In this Commentary written for the Frankel Lecture symposium on police killings of Black Americans, I explore the increasingly popular claim that racialized brutality is not a malfunction of policing but its function. Or, as Paul Butler counsels, “Don’t get it twisted—the criminal justice system ain’t broke. It’s working just the way it’s supposed to.” This claim contradicts the conventional narrative, which remains largely accepted, that the police exist to vindicate the community’s interest in solving, reducing, and preventing crime. A perusal of the history of organized policing in the United States, however, reveals that it was never mainly about interdicting crime. From its inception in the nineteenth century, organized policing served the social, political, and economic priorities of empowered groups, from supporting Southern agrarian capitalist interests by imposing de facto slavery on emancipated Blacks to bolstering Northern industrialization by oppressing immigrant laborers. Afterward, police forces grew in response not to spikes in garden-variety crimes but to political campaigns and cultural anxieties. And today, it remains contested whether current policing practices—especially street policing—function to alleviate, rather than exacerbate, crime problems.

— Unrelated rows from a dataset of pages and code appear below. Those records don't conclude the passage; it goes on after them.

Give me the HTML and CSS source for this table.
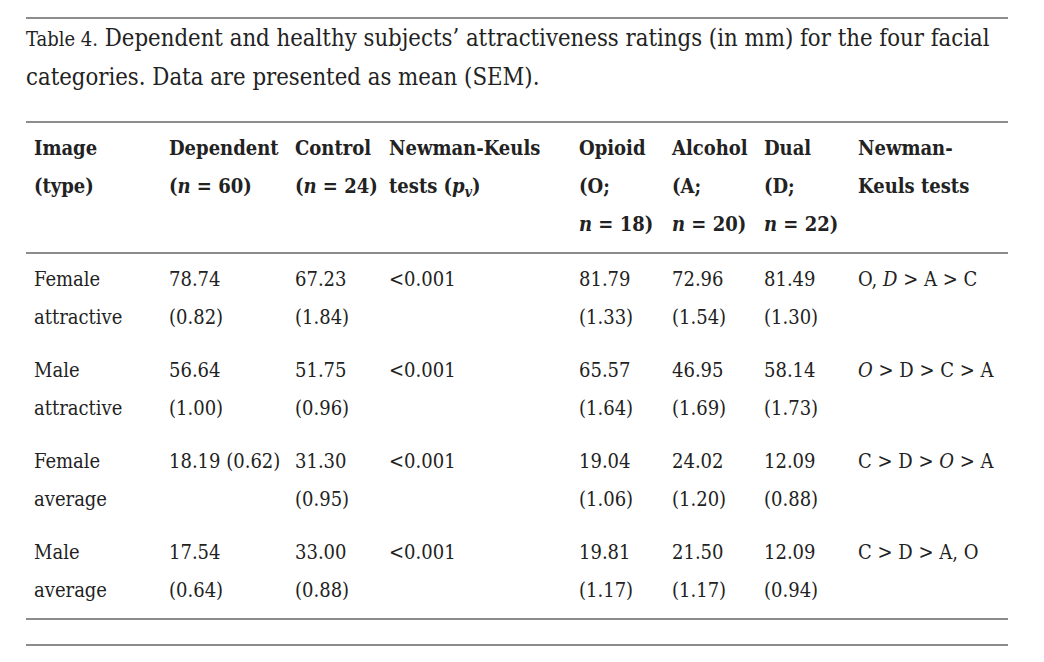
FILE: index.html
```html
<!DOCTYPE html>
<html>
<head>
<meta charset="utf-8">
<link rel="stylesheet" href="styles.css">
</head>
<body>
<div class="wrap">
  <div class="rule"></div>
  <p class="caption"><span class="label">Table 4.</span> Dependent and healthy subjects’ attractiveness ratings (in mm) for the four facial<br>categories. Data are presented as mean (SEM).</p>
  <div class="rule rule-gap"></div>
  <table class="data">
    <colgroup>
      <col class="c1"><col class="c2"><col class="c3"><col class="c4"><col class="c5"><col class="c6"><col class="c7"><col class="c8">
    </colgroup>
    <thead>
      <tr>
        <th>Image<br>(type)</th>
        <th>Dependent<br>(<i>n</i> = 60)</th>
        <th>Control<br>(<i>n</i> = 24)</th>
        <th>Newman-Keuls<br>tests (<i>p<sub>v</sub></i>)</th>
        <th>Opioid<br>(O;<br><i>n</i> = 18)</th>
        <th>Alcohol<br>(A;<br><i>n</i> = 20)</th>
        <th>Dual<br>(D;<br><i>n</i> = 22)</th>
        <th>Newman-<br>Keuls tests</th>
      </tr>
    </thead>
    <tbody>
      <tr>
        <td>Female<br>attractive</td><td>78.74<br>(0.82)</td><td>67.23<br>(1.84)</td><td>&lt;0.001</td>
        <td>81.79<br>(1.33)</td><td>72.96<br>(1.54)</td><td>81.49<br>(1.30)</td><td>O, <i>D</i> &gt; A &gt; C</td>
      </tr>
      <tr>
        <td>Male<br>attractive</td><td>56.64<br>(1.00)</td><td>51.75<br>(0.96)</td><td>&lt;0.001</td>
        <td>65.57<br>(1.64)</td><td>46.95<br>(1.69)</td><td>58.14<br>(1.73)</td><td><i>O</i> &gt; D &gt; C &gt; A</td>
      </tr>
      <tr>
        <td>Female<br>average</td><td>18.19 (0.62)</td><td>31.30<br>(0.95)</td><td>&lt;0.001</td>
        <td>19.04<br>(1.06)</td><td>24.02<br>(1.20)</td><td>12.09<br>(0.88)</td><td>C &gt; D &gt; <i>O</i> &gt; A</td>
      </tr>
      <tr>
        <td>Male<br>average</td><td>17.54<br>(0.64)</td><td>33.00<br>(0.88)</td><td>&lt;0.001</td>
        <td>19.81<br>(1.17)</td><td>21.50<br>(1.17)</td><td>12.09<br>(0.94)</td><td>C &gt; D &gt; A, O</td>
      </tr>
    </tbody>
  </table>
  <div class="rule rule-end"></div>
</div>
</body>
</html>
```

FILE: styles.css
```css
html, body {
  margin: 0;
  padding: 0;
  background: #ffffff;
}

body {
  font-family: "DejaVu Serif", "Liberation Serif", serif;
  font-stretch: condensed;
  color: #222222;
}

.wrap {
  width: 982px;
  margin-left: 26px;
  padding-top: 17px;
}

.rule {
  height: 2px;
  background: #8c8c8c;
}

.rule-gap {
  margin-top: 25px;
}

.rule-end {
  margin-top: 24px;
}

.caption {
  margin: 0;
  font-size: 23.7px;
  line-height: 38px;
  white-space: nowrap;
}

.caption .label {
  font-size: 20px;
}

.data {
  width: 982px;
  border-collapse: collapse;
  table-layout: fixed;
  font-size: 20px;
  line-height: 38px;
}

.c1 { width: 143px; }
.c2 { width: 126px; }
.c3 { width: 94px; }
.c4 { width: 190px; }
.c5 { width: 93px; }
.c6 { width: 92px; }
.c7 { width: 94px; }
.c8 { width: 150px; }

.data th,
.data td {
  text-align: left;
  vertical-align: top;
  padding: 6px 0 9px 0;
  white-space: nowrap;
}

.data th:first-child,
.data td:first-child {
  padding-left: 8px;
}

.data thead th {
  font-weight: bold;
  border-bottom: 2px solid #8c8c8c;
}

.data tbody tr:last-child td {
  border-bottom: 2px solid #8c8c8c;
}

.data sub {
  font-size: 0.7em;
  line-height: 0;
  vertical-align: -0.25em;
}
```
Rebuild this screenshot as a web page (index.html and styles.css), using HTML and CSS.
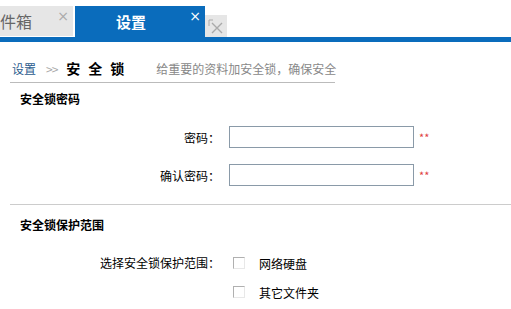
FILE: index.html
```html
<!DOCTYPE html>
<html lang="zh">
<head>
<meta charset="utf-8">
<link rel="stylesheet" href="styles.css">
</head>
<body>
<div class="tabbar">
  <div class="tab tab-idle"><span class="tab-text">收件箱</span><span class="tab-close">×</span></div>
  <div class="tab tab-active"><span class="tab-text">设置</span><span class="tab-close">×</span></div>
  <div class="tab-mini"><svg width="22" height="22" viewBox="0 0 22 22"><path d="M4 11V5h4" fill="none" stroke="#aaa" stroke-width="1"/><path d="M7 8l10 10M17 8L7 18" stroke="#aaa" stroke-width="1.4"/></svg></div>
</div>
<div class="content">
  <div class="crumb">
    <span class="crumb-link">设置</span>
    <span class="crumb-sep">&gt;&gt;</span>
    <span class="crumb-title">安全锁</span>
    <span class="crumb-desc">给重要的资料加安全锁，确保安全</span>
  </div>
  <div class="section">
    <h3 class="section-title">安全锁密码</h3>
    <div class="row">
      <label class="row-label">密码：</label>
      <input class="field" type="password">
      <span class="req">**</span>
    </div>
    <div class="row">
      <label class="row-label">确认密码：</label>
      <input class="field" type="password">
      <span class="req">**</span>
    </div>
  </div>
  <div class="section section-border">
    <h3 class="section-title section-title-2">安全锁保护范围</h3>
    <div class="row row-check">
      <label class="row-label">选择安全锁保护范围：</label>
      <div class="checks">
        <div class="check"><span class="box"></span><span>网络硬盘</span></div>
        <div class="check"><span class="box"></span><span>其它文件夹</span></div>
      </div>
    </div>
  </div>
</div>
</body>
</html>
```
FILE: styles.css
```css
* { box-sizing: border-box; }
body {
  margin: 0;
  background: #fff;
  font-family: "Noto Sans CJK SC", "Liberation Sans", sans-serif;
  font-size: 12px;
  color: #000;
  overflow: hidden;
}
.tabbar {
  display: flex;
  align-items: flex-end;
  height: 42px;
  padding-top: 6px;
  border-bottom: 5px solid #0a6cbc;
}
.tab {
  position: relative;
  height: 31px;
  display: flex;
  align-items: center;
}
.tab-idle {
  width: 73px;
  height: 30px;
  margin-bottom: 1px;
  margin-right: 2px;
  background: #e6e6e6;
  overflow: hidden;
}
.tab-idle .tab-text {
  font-size: 16px;
  color: #666;
  margin-left: -16px;
  white-space: nowrap;
}
.tab-active {
  width: 130px;
  background: #0a6cbc;
  justify-content: center;
  padding-right: 18px;
}
.tab-active .tab-text {
  color: #fff;
  font-weight: bold;
  font-size: 15px;
}
.tab-close {
  position: absolute;
  top: 2px;
  right: 4px;
  font-size: 14px;
  line-height: 16px;
  color: #aaa;
  font-family: "DejaVu Sans", sans-serif;
}
.tab-active .tab-close { color: #fff; }
.tab-mini {
  width: 22px;
  height: 22px;
  background: #e6e6e6;
}
.tab-mini svg { display: block; }
.content {
  padding: 0 0 0 10px;
}
.crumb {
  display: flex;
  align-items: baseline;
  width: 325px;
  height: 41px;
  padding: 18px 0 0 2px;
  line-height: 16px;
  white-space: nowrap;
  border-bottom: 1px solid #bbb;
}
.crumb > span { flex-shrink: 0; }
.crumb-link { color: #2b5c8e; font-size: 12px; }
.crumb-sep { color: #aaa; margin: 0 9px 0 10px; font-size: 12px; letter-spacing: -1px; }
.crumb-title { font-size: 14px; font-weight: bold; letter-spacing: 8px; margin-right: 24px; }
.crumb-desc { color: #888; font-size: 12px; }
.section { padding: 7px 0 18px 10px; }
.section-border { border-top: 1px solid #ccc; padding-top: 11px; }
.section-title { margin: 0 0 18px; font-size: 12px; font-weight: bold; line-height: 18px; }
.section-title-2 { margin-bottom: 20px; }
.row { display: flex; align-items: center; height: 22px; margin-bottom: 16px; }
.row:last-child { margin-bottom: 0; }
.row-label { width: 209px; text-align: right; padding-right: 9px; white-space: nowrap; }
.field {
  width: 185px;
  height: 22px;
  border: 1px solid #8a9aa8;
  margin: 0;
}
.req { color: #e04040; font-size: 11px; margin-left: 5px; }
.row-check { align-items: flex-start; height: auto; }
.row-check .row-label { line-height: 18px; }
.checks { display: flex; flex-direction: column; gap: 11px; padding-left: 4px; }
.check { display: flex; align-items: center; height: 18px; gap: 14px; }
.box {
  width: 12px; height: 12px;
  border: 1px solid #b0b0b0;
  border-right-color: #e8e8e8;
  border-bottom-color: #e8e8e8;
  background: #fff;
}
```
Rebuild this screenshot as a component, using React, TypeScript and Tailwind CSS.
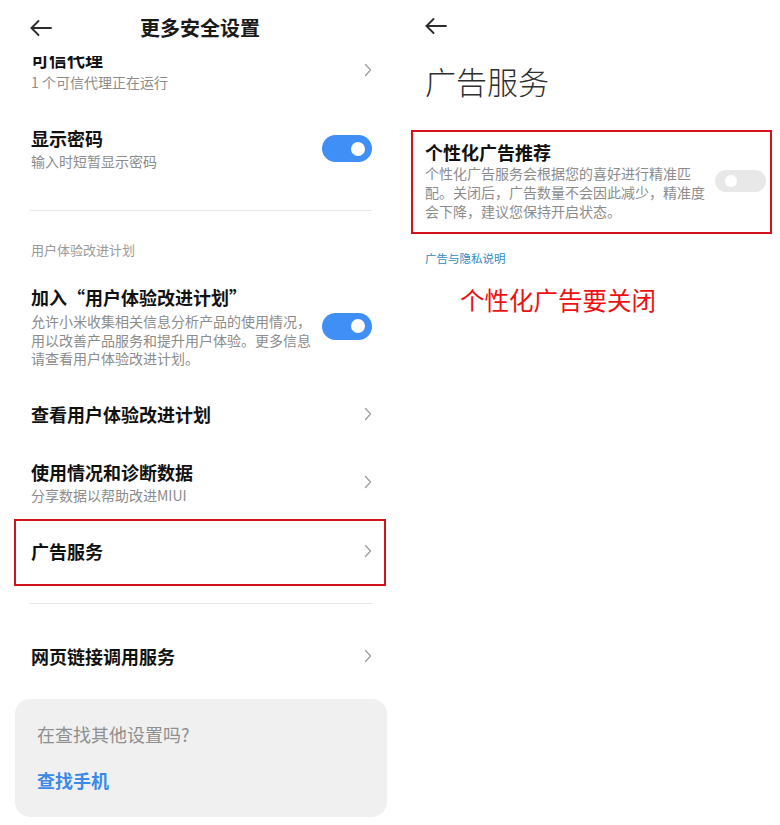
import React from 'react';

const font = { fontFamily: '"Noto Sans CJK SC", "Noto Sans", sans-serif' };

const BackArrow: React.FC = () => (
  <svg width="22" height="16" viewBox="0 0 22 16" fill="none" stroke="#2b2b2b" strokeWidth="1.8" strokeLinecap="round" strokeLinejoin="round">
    <path d="M21 8H1.5" />
    <path d="M8.5 1L1.5 8l7 7" />
  </svg>
);

const Chevron: React.FC = () => (
  <svg width="8" height="14" viewBox="0 0 8 14" fill="none" stroke="#9e9e9e" strokeWidth="1.3" strokeLinecap="round" strokeLinejoin="round">
    <path d="M1.5 1.5L6.5 7l-5 5.5" />
  </svg>
);

const Toggle: React.FC<{ on?: boolean }> = ({ on }) =>
  on ? (
    <div className="relative w-[50px] h-[27px] rounded-full bg-[#3f8ff6] flex-shrink-0">
      <div className="absolute right-[7px] top-[6.5px] w-[14px] h-[14px] rounded-full bg-white" />
    </div>
  ) : (
    <div className="relative w-[51px] h-[22px] rounded-full bg-[#e8e8e8] flex-shrink-0">
      <div className="absolute left-[10px] top-[5px] w-[12px] h-[12px] rounded-full bg-white" />
    </div>
  );

interface RowProps {
  title: string;
  sub?: string;
  right?: React.ReactNode;
}

const Row: React.FC<RowProps> = ({ title, sub, right }) => (
  <div className="flex items-center justify-between pl-[31px] pr-[28px] py-[17px]">
    <div className="min-w-0">
      <div className="text-[18px] leading-[24px] font-semibold text-[#111]">{title}</div>
      {sub && <div className="mt-[1px] text-[14px] leading-[20px] text-[#8c8c8c]">{sub}</div>}
    </div>
    <div className="flex items-center">{right ?? <Chevron />}</div>
  </div>
);

const Divider: React.FC = () => <div className="mx-[30px] mr-[28px] h-px bg-[#e6e6e6]" />;

const LeftPanel: React.FC = () => (
  <div className="w-[400px] flex flex-col bg-white">
    <div className="h-[56px] flex items-center pl-[30px] pr-[30px] bg-white">
      <BackArrow />
      <div className="flex-1 text-center text-[20px] font-semibold text-[#1a1a1a]">更多安全设置</div>
      <div className="w-[22px]" />
    </div>

    <div className="overflow-hidden">
      <div className="-mt-[26px]">
        <Row title="可信代理" sub="1 个可信代理正在运行" />
      </div>
    </div>
    <Row title="显示密码" sub="输入时短暂显示密码" right={<Toggle on />} />

    <div className="mt-[22px]">
      <Divider />
    </div>

    <div className="pl-[31px] mt-[30px] mb-[9px] text-[13px] leading-[18px] text-[#999]">用户体验改进计划</div>

    <div className="flex items-center justify-between pl-[31px] pr-[28px] py-[17px]">
      <div>
        <div className="text-[18px] leading-[24px] font-semibold text-[#111]">加入“用户体验改进计划”</div>
        <div className="mt-[3px] text-[14px] leading-[18.5px] text-[#8c8c8c] whitespace-nowrap">
          <div>允许小米收集相关信息分析产品的使用情况，</div>
          <div>用以改善产品服务和提升用户体验。更多信息</div>
          <div>请查看用户体验改进计划。</div>
        </div>
      </div>
      <Toggle on />
    </div>

    <Row title="查看用户体验改进计划" />
    <Row title="使用情况和诊断数据" sub="分享数据以帮助改进MIUI" />

    <div className="relative">
      <Row title="广告服务" />
      <div className="absolute left-[14px] right-[14px] top-[-3px] bottom-[-6px] border-2 border-[#d3121c] pointer-events-none" />
    </div>

    <div className="mt-[23px]">
      <Divider />
    </div>

    <div className="mt-[23px]">
      <Row title="网页链接调用服务" />
    </div>

    <div className="mx-[15px] mr-[13px] mt-[14px] rounded-[15px] bg-[#f0f0f0] pl-[22px] pt-[23px] pb-[25px]">
      <div className="text-[18px] leading-[24px] text-[#8f8f8f]">在查找其他设置吗?</div>
      <div className="mt-[22px] text-[18px] leading-[24px] font-semibold text-[#3b8ae6]">查找手机</div>
    </div>
  </div>
);

const RightPanel: React.FC = () => (
  <div className="w-[380px] flex flex-col bg-white pl-[25px] pr-[14px]">
    <div className="h-[52px] flex items-center">
      <BackArrow />
    </div>
    <div className="mt-[9px] text-[31px] leading-[40px] font-light text-[#2e2e2e]">广告服务</div>

    <div className="relative mt-[29px] pt-[10px] pb-[12.5px] flex items-center justify-between">
      <div>
        <div className="text-[18px] leading-[24px] font-semibold text-[#111]">个性化广告推荐</div>
        <div className="text-[14px] leading-[19px] text-[#8c8c8c] whitespace-nowrap">
          <div>个性化广告服务会根据您的喜好进行精准匹</div>
          <div>配。关闭后，广告数量不会因此减少，精准度</div>
          <div>会下降，建议您保持开启状态。</div>
        </div>
      </div>
      <Toggle />
      <div className="absolute left-[-14px] right-[-6px] top-0 bottom-0 border-2 border-[#d3121c] pointer-events-none" />
    </div>

    <div className="mt-[16px] text-[11.5px] leading-[16px] text-[#3189be]">广告与隐私说明</div>

    <div className="mt-[18px] ml-[35px] text-[24.5px] leading-[32px] text-[#ee1111]">个性化广告要关闭</div>
  </div>
);

export default function App() {
  return (
    <div className="w-[780px] h-[825px] flex bg-white overflow-hidden" style={font}>
      <LeftPanel />
      <RightPanel />
    </div>
  );
}
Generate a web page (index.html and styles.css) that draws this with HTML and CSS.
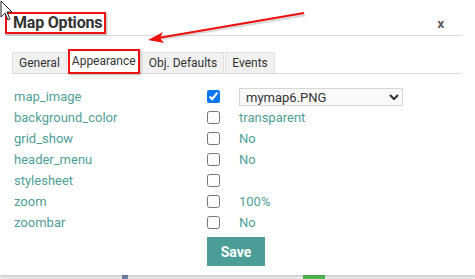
FILE: index.html
```html
<!DOCTYPE html>
<html lang="en">
<head>
    <meta charset="UTF-8">
    <title>Map Options</title>
    <link rel="stylesheet" href="styles.css">
</head>
<body>
    <div class="dialog">
        <div class="dialog-header">
            <h1 class="title marked">Map Options</h1>
            <span class="close">x</span>
        </div>
        <div class="tabs">
            <span class="tab">General</span>
            <span class="tab active marked">Appearance</span>
            <span class="tab">Obj. Defaults</span>
            <span class="tab">Events</span>
        </div>
        <div class="options">
            <label class="opt-name">map_image</label>
            <input type="checkbox" checked>
            <div class="opt-value">
                <select class="image-select">
                    <option>mymap6.PNG</option>
                </select>
            </div>

            <label class="opt-name">background_color</label>
            <input type="checkbox">
            <div class="opt-value">transparent</div>

            <label class="opt-name">grid_show</label>
            <input type="checkbox">
            <div class="opt-value">No</div>

            <label class="opt-name">header_menu</label>
            <input type="checkbox">
            <div class="opt-value">No</div>

            <label class="opt-name">stylesheet</label>
            <input type="checkbox">
            <div class="opt-value"></div>

            <label class="opt-name">zoom</label>
            <input type="checkbox">
            <div class="opt-value">100%</div>

            <label class="opt-name">zoombar</label>
            <input type="checkbox">
            <div class="opt-value">No</div>

            <span></span>
            <button class="save-button">Save</button>
        </div>
    </div>
    <div class="backdrop">
        <span class="bg-slash"></span>
        <span class="bg-green"></span>
    </div>

    <!-- annotation overlay -->
    <svg class="arrow" width="475" height="60" viewBox="0 0 475 60">
        <line x1="305" y1="15" x2="160" y2="39" stroke="#999" stroke-opacity="0.35" stroke-width="3"/>
        <line x1="304" y1="13" x2="158" y2="38" stroke="#f01010" stroke-width="2"/>
        <polygon points="148,40 163,32 160,38 164,43" fill="#f01010"/>
    </svg>
    <svg class="cursor" width="14" height="22" viewBox="0 0 14 22">
        <path d="M1 1 L1 17 L5 13 L8 20 L10 19 L7 12 L12 12 Z" fill="#fff" stroke="#222" stroke-width="1"/>
    </svg>
</body>
</html>
```

FILE: styles.css
```css
body {
    margin: 0;
    background-color: #ececec;
    font-family: Roboto, "Liberation Sans", sans-serif;
    width: 475px;
    height: 279px;
    overflow: hidden;
    position: relative;
}
.dialog {
    background-color: #fff;
    height: 275px;
    box-sizing: border-box;
    padding: 0 13px 0 12px;
    box-shadow: 0 1px 3px rgba(0, 0, 0, 0.2);
    position: relative;
    z-index: 1;
}
.dialog-header {
    height: 35px;
    border-bottom: 1px solid #dcdcdc;
    margin-left: -7px;
    display: flex;
    align-items: flex-end;
    justify-content: space-between;
}
.marked {
    border: 2px solid #ee1111;
    box-shadow: 1px 1px 2px rgba(0, 0, 0, 0.3);
}
.title {
    margin: 0 0 1px 0;
    padding: 0 2px 0 6px;
    font-size: 16px;
    letter-spacing: -0.2px;
    font-weight: bold;
    color: #333;
    line-height: 18px;
}
.close {
    font-size: 13px;
    font-weight: bold;
    color: #555;
    margin: 0 18px 4px 0;
}
.tabs {
    margin-top: 16px;
    display: flex;
    gap: 1px;
    border-bottom: 1px solid #dcdcdc;
    height: 21px;
}
.tab {
    font-size: 12px;
    color: #333;
    background-color: #f1f1f1;
    border: 1px solid #e0e0e0;
    border-bottom: none;
    padding: 0 6px;
    line-height: 20px;
}
.tab.active {
    background-color: #fff;
    border: 2px solid #ee1111;
    padding: 0 2px;
    margin: -3px 1px 0 0;
    height: 21px;
}
.options {
    display: grid;
    grid-template-columns: 193px 13px auto;
    grid-auto-rows: 21px;
    align-items: center;
    margin-top: 12px;
    padding-left: 2px;
    font-size: 13px;
    color: #4f9f97;
}
.options input[type=checkbox] {
    margin: 0;
    width: 13px;
    height: 13px;
    accent-color: #0a75f0;
}
.opt-value {
    padding-left: 19px;
}
.image-select {
    width: 164px;
    height: 18px;
    font-family: Roboto, "Liberation Sans", sans-serif;
    font-size: 13px;
    color: #333;
    background-color: #f9f9f9;
    border: 1px solid #d6d6d6;
    padding: 0 2px;
}
.save-button {
    grid-column: 2 / 4;
    margin-top: 16px;
    width: 58px;
    height: 29px;
    background-color: #4a9e97;
    color: #fff;
    font-weight: bold;
    font-size: 14px;
    border: none;
    font-family: Roboto, "Liberation Sans", sans-serif;
    cursor: pointer;
}
.backdrop {
    height: 4px;
    display: flex;
}
.bg-slash {
    width: 6px;
    height: 4px;
    margin-left: 122px;
    background-color: #6b84a8;
}
.bg-green {
    width: 22px;
    height: 4px;
    margin-left: 175px;
    background-color: #52b850;
}
.arrow {
    position: absolute;
    left: 0;
    top: 0;
    z-index: 2;
}
.cursor {
    position: absolute;
    left: 0;
    top: 0;
    z-index: 3;
}
```
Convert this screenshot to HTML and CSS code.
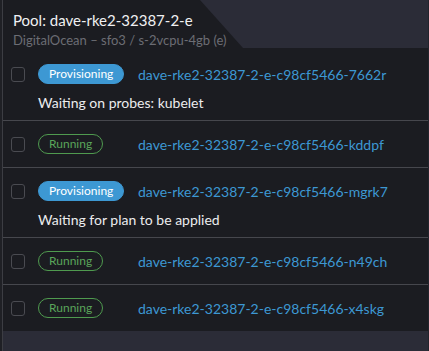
FILE: index.html
```html
<!DOCTYPE html>
<html>
<head>
<meta charset="utf-8">
<link rel="stylesheet" href="styles.css">
</head>
<body>
<div class="page">
  <div class="strip"></div>
  <div class="pool">
    <div class="pool-head">
      <div class="pool-title">Pool: dave-rke2-32387-2-e</div>
      <div class="pool-sub">DigitalOcean – sfo3 / s-2vcpu-4gb (e)</div>
    </div>
    <div class="table">
      <div class="row row-first">
        <div class="main">
          <span class="check"></span>
          <span class="cell-state"><span class="badge badge-prov">Provisioning</span></span>
          <a class="link">dave-rke2-32387-2-e-c98cf5466-7662r</a>
        </div>
        <div class="desc">Waiting on probes: kubelet</div>
      </div>
      <div class="row">
        <div class="main">
          <span class="check"></span>
          <span class="cell-state"><span class="badge badge-run">Running</span></span>
          <a class="link">dave-rke2-32387-2-e-c98cf5466-kddpf</a>
        </div>
      </div>
      <div class="row">
        <div class="main">
          <span class="check"></span>
          <span class="cell-state"><span class="badge badge-prov">Provisioning</span></span>
          <a class="link">dave-rke2-32387-2-e-c98cf5466-mgrk7</a>
        </div>
        <div class="desc">Waiting for plan to be applied</div>
      </div>
      <div class="row">
        <div class="main">
          <span class="check"></span>
          <span class="cell-state"><span class="badge badge-run">Running</span></span>
          <a class="link">dave-rke2-32387-2-e-c98cf5466-n49ch</a>
        </div>
      </div>
      <div class="row row-last">
        <div class="main">
          <span class="check"></span>
          <span class="cell-state"><span class="badge badge-run">Running</span></span>
          <a class="link">dave-rke2-32387-2-e-c98cf5466-x4skg</a>
        </div>
      </div>
    </div>
  </div>
</div>
</body>
</html>
```

FILE: styles.css
```css
* { box-sizing: border-box; }
html, body {
  margin: 0;
  padding: 0;
  background: #2b2c37;
  font-family: Lato, "Noto Sans", sans-serif;
  color: #e8e8ea;
}
.page {
  display: flex;
  height: 351px;
}
.strip {
  width: 2px;
  background: #1f2025;
  flex: none;
}
.pool {
  flex: 1;
  border-left: 1px solid #3c3d43;
  border-right: 1px solid #23242c;
}
.pool-head {
  width: 240px;
  height: 48px;
  background: #1b1c21;
  clip-path: polygon(0 0, 197px 0, 100% 100%, 0 100%);
  padding: 10px 0 0 10px;
}
.pool-title {
  font-size: 15px;
  line-height: 20px;
  color: #f0f0f2;
}
.pool-sub {
  font-size: 13px;
  line-height: 16px;
  color: #6c6d74;
  margin-top: 2px;
}
.table {
  background: #1b1c21;
}
.row {
  padding: 13px 0 13px 8px;
  border-bottom: 1px solid #46474d;
}
.row-first { padding-top: 16px; }
.row-last { border-bottom: none; }
.main {
  display: flex;
  align-items: center;
  height: 20px;
}
.check {
  width: 14px;
  height: 15px;
  border: 1px solid #4a4b51;
  border-radius: 3px;
  margin-right: 13px;
  flex: none;
}
.cell-state {
  width: 100px;
  flex: none;
  display: flex;
}
.badge {
  height: 20px;
  border-radius: 10px;
  font-size: 12px;
  line-height: 18px;
  padding: 0 10px;
  border: 1px solid transparent;
}
.badge-prov {
  background: #3d98d3;
  border-color: #3d98d3;
  color: #ffffff;
}
.badge-run {
  border-color: #4f9a4f;
  color: #5aa55a;
}
.link {
  font-size: 14px;
  color: #3d98d3;
  text-decoration: none;
}
.desc {
  margin-top: 9px;
  margin-left: 27px;
  font-size: 14px;
  line-height: 20px;
  color: #ececee;
  margin-bottom: -6px;
}
```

While policing’s crime-reduction success is questionable, one obvious, tremendous success has been its control of race, space, and place. Police draw blue lines around Black neighborhoods—just as banks drew their red lines—designating them as high-risk, pathological spaces. Police use aggressive stop and frisks, intense surveillance, and military-style home raids to keep the people in their spatial and social place. Brutality is the business of policing, reinforced in recruitment, training, and practice. I conclude that because racialized brutality is integral to policing, reformers should not primarily focus on incarcerating specific bad cops who draw headlines. The “bad apple” narrative casts racist violence as individual and deviant, rather than institutional and structural, and undermines the current promising, if glacial, movement toward dismantling policing as we know it.